GOAL |
In the records that follow, show each line where the word "this" is present.

::: RECORDS

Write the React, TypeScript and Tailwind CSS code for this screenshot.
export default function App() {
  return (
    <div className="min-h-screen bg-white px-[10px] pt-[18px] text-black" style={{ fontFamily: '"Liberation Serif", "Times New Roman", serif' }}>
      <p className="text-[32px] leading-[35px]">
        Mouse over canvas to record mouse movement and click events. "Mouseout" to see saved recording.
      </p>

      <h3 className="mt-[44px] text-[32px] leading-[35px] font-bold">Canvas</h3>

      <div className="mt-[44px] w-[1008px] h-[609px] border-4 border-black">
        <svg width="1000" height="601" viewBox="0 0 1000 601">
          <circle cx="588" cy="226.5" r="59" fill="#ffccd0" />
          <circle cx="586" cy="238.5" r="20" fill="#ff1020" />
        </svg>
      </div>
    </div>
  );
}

::::::
::: RECORDS

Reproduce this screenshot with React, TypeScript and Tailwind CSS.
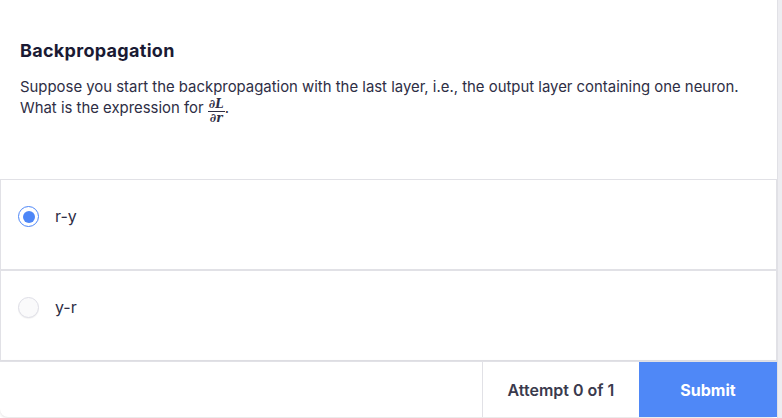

::::::

FINAL RESULT |
Write the React, TypeScript and Tailwind CSS code for this screenshot.
Reproduce this screenshot with React, TypeScript and Tailwind CSS.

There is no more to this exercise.